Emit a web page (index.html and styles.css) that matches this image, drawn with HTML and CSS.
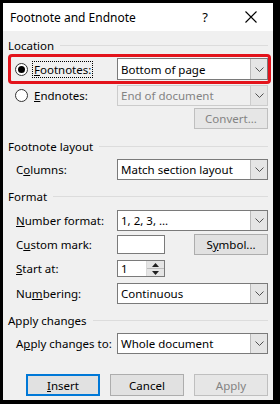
FILE: index.html
```html
<!DOCTYPE html>
<html>
<head>
<meta charset="utf-8">
<link rel="stylesheet" href="styles.css">
</head>
<body>
<div class="dialog">
  <div class="titlebar">
    <span class="title">Footnote and Endnote</span>
    <span class="help">?</span>
    <svg class="close" width="12" height="12" viewBox="0 0 12 12"><path d="M0.5 0.5L11.5 11.5M11.5 0.5L0.5 11.5" stroke="#000" stroke-width="1.1" fill="none"/></svg>
  </div>
  <div class="content">
    <div class="group"><span class="gtext">Location</span><span class="gline"></span></div>
    <div class="redbox">
      <div class="row radio-row">
        <span class="radio checked"><span class="dot"></span></span>
        <span class="focus"><u>F</u>ootnotes:</span>
        <span class="spacer"></span>
        <div class="combo"><span class="val">Bottom of page</span><span class="arrow"><svg width="9" height="5" viewBox="0 0 9 5"><path d="M0.5 0.5L4.5 4.5L8.5 0.5" stroke="#505050" fill="none"/></svg></span></div>
      </div>
    </div>
    <div class="row radio-row endrow">
      <span class="radio"></span>
      <span class="rlabel"><u>E</u>ndnotes:</span>
      <span class="spacer"></span>
      <div class="combo disabled"><span class="val">End of document</span><span class="arrow"><svg width="9" height="5" viewBox="0 0 9 5"><path d="M0.5 0.5L4.5 4.5L8.5 0.5" stroke="#505050" fill="none"/></svg></span></div>
    </div>
    <div class="btnrow convertrow"><span class="btn disabled">Convert...</span></div>

    <div class="group g2"><span class="gtext">Footnote layout</span><span class="gline"></span></div>
    <div class="row frow r-columns">
      <span class="label">C<u>o</u>lumns:</span>
      <div class="combo"><span class="val">Match section layout</span><span class="arrow"><svg width="9" height="5" viewBox="0 0 9 5"><path d="M0.5 0.5L4.5 4.5L8.5 0.5" stroke="#505050" fill="none"/></svg></span></div>
    </div>

    <div class="group g3"><span class="gtext">Format</span><span class="gline"></span></div>
    <div class="row frow r-num">
      <span class="label"><u>N</u>umber format:</span>
      <div class="combo"><span class="val">1, 2, 3, …</span><span class="arrow"><svg width="9" height="5" viewBox="0 0 9 5"><path d="M0.5 0.5L4.5 4.5L8.5 0.5" stroke="#505050" fill="none"/></svg></span></div>
    </div>
    <div class="row frow r-custom">
      <span class="label">C<u>u</u>stom mark:</span>
      <span class="textbox"></span>
      <span class="spacer"></span>
      <span class="btn symbol">S<u>y</u>mbol...</span>
    </div>
    <div class="row frow r-start">
      <span class="label"><u>S</u>tart at:</span>
      <div class="spin">
        <span class="spinval">1</span>
        <span class="spinbtns">
          <span class="sb"><svg width="7" height="4" viewBox="0 0 7 4"><path d="M0 4L3.5 0L7 4Z" fill="#202020"/></svg></span>
          <span class="sb"><svg width="7" height="4" viewBox="0 0 7 4"><path d="M0 0L3.5 4L7 0Z" fill="#202020"/></svg></span>
        </span>
      </div>
    </div>
    <div class="row frow r-numbering">
      <span class="label">Nu<u>m</u>bering:</span>
      <div class="combo"><span class="val">Continuous</span><span class="arrow"><svg width="9" height="5" viewBox="0 0 9 5"><path d="M0.5 0.5L4.5 4.5L8.5 0.5" stroke="#505050" fill="none"/></svg></span></div>
    </div>

    <div class="group g4"><span class="gtext">Apply changes</span><span class="gline"></span></div>
    <div class="row frow r-apply">
      <span class="label">A<u>p</u>ply changes to:</span>
      <div class="combo"><span class="val">Whole document</span><span class="arrow"><svg width="9" height="5" viewBox="0 0 9 5"><path d="M0.5 0.5L4.5 4.5L8.5 0.5" stroke="#505050" fill="none"/></svg></span></div>
    </div>

    <div class="buttons">
      <span class="btn big default"><u>I</u>nsert</span>
      <span class="btn big">Cancel</span>
      <span class="btn big disabled">Apply</span>
    </div>
  </div>
</div>
</body>
</html>
```

FILE: styles.css
```css
html, body {
  margin: 0;
  padding: 0;
  background: #000;
}
body {
  width: 280px;
  height: 404px;
  overflow: hidden;
  font-family: "Noto Sans", "Open Sans", sans-serif;
  font-size: 11.5px;
  color: #000;
}
.dialog {
  margin: 3px 0 0 3px;
  width: 270px;
  height: 397px;
  background: #f0f0f0;
  display: flex;
  flex-direction: column;
}
.titlebar {
  height: 28px;
  background: #fff;
  display: flex;
  align-items: center;
  padding-left: 7px;
  flex-shrink: 0;
}
.title {
  font-size: 12px;
  flex: 1;
}
.help {
  font-size: 13px;
  width: 12px;
  margin-right: 34px;
  text-align: center;
}
.close {
  margin-right: 16px;
}
.content {
  padding: 0 5px 0 5px;
  display: flex;
  flex-direction: column;
}
.group {
  height: 16px;
  display: flex;
  align-items: center;
  margin-top: 6px;
  flex-shrink: 0;
}
.gtext {
  white-space: nowrap;
  margin-right: 6px;
}
.gline {
  flex: 1;
  border-top: 1px solid #dcdcdc;
}
.g2 { margin-top: 9px; }
.g3 { margin-top: 8px; }
.g4 { margin-top: 8px; }

.row {
  display: flex;
  align-items: center;
  height: 21px;
  flex-shrink: 0;
}
.spacer { flex: 1; }

.redbox {
  margin-top: 1px;
  margin-right: -3px;
  border: 3px solid #e3131b;
  border-radius: 4px;
  height: 24px;
  display: flex;
  align-items: center;
  padding-left: 4px;
  flex-shrink: 0;
}
.redbox .row {
  flex: 1;
  height: 24px;
}
.radio {
  width: 11px;
  height: 11px;
  border: 1px solid #333;
  border-radius: 50%;
  background: #fff;
  display: flex;
  align-items: center;
  justify-content: center;
  margin-right: 5px;
  flex-shrink: 0;
}
.dot {
  width: 7px;
  height: 7px;
  border-radius: 50%;
  background: #000;
}
.focus {
  outline: 1px dotted #000;
  outline-offset: 0;
  padding: 0 1px;
  line-height: 15px;
}
.rlabel { padding: 0 1px; }
.endrow {
  margin-top: 1px;
  padding-left: 7px;
}

.combo {
  width: 149px;
  height: 19px;
  border: 1px solid #7a7a7a;
  background: #fff;
  display: flex;
  align-items: stretch;
  flex-shrink: 0;
}
.redbox .combo { height: 20px; }
.combo .val {
  flex: 1;
  padding-left: 3px;
  display: flex;
  align-items: center;
  white-space: nowrap;
  overflow: hidden;
}
.combo .arrow {
  width: 16px;
  border-left: 1px solid #b9b9b9;
  background: #e5e5e5;
  display: flex;
  align-items: center;
  justify-content: center;
}
.combo.disabled {
  background: #f0f0f0;
  border-color: #cccccc;
  color: #838383;
}
.combo.disabled .arrow {
  background: #e5e5e5;
  border-left-color: #cccccc;
}

.btn {
  width: 72px;
  height: 19px;
  border: 1px solid #adadad;
  background: #e1e1e1;
  display: flex;
  align-items: center;
  justify-content: center;
  box-sizing: content-box;
  white-space: nowrap;
}
.btn.big { height: 20px; }
.btn.disabled {
  background: #e6e6e6;
  border-color: #bfbfbf;
  color: #838383;
}
.btn.default {
  border: 2px solid #0078d7;
  width: 70px;
  height: 18px;
}
.btnrow {
  display: flex;
  justify-content: flex-end;
  margin-top: 2px;
  flex-shrink: 0;
}

.frow {
  padding-left: 8px;
}
.label {
  width: 101px;
  flex-shrink: 0;
  white-space: nowrap;
}
.r-columns { margin-top: 5px; }
.r-num { margin-top: 6px; }
.r-custom { margin-top: 3px; }
.textbox {
  width: 46px;
  height: 17px;
  border: 1px solid #7a7a7a;
  background: #fff;
}
.r-start {
  margin-top: 5px;
  height: 17px;
}
.spin {
  width: 46px;
  height: 15px;
  border: 1px solid #7a7a7a;
  background: #fff;
  display: flex;
}
.spinval {
  flex: 1;
  padding-left: 3px;
  line-height: 15px;
}
.spinbtns {
  width: 17px;
  display: flex;
  flex-direction: column;
  border-left: 1px solid #dadada;
}
.sb {
  flex: 1;
  background: #e5e5e5;
  display: flex;
  align-items: center;
  justify-content: center;
}
.sb + .sb { border-top: 1px solid #bdbdbd; }
.r-numbering { margin-top: 6px; }
.r-apply { margin-top: 5px; }

.buttons {
  margin-top: 20px;
  display: flex;
  justify-content: flex-end;
  gap: 10px;
  flex-shrink: 0;
}
```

Written exercise » Report the number of lines above containing the word "index", with no other text.

Expected answer » 2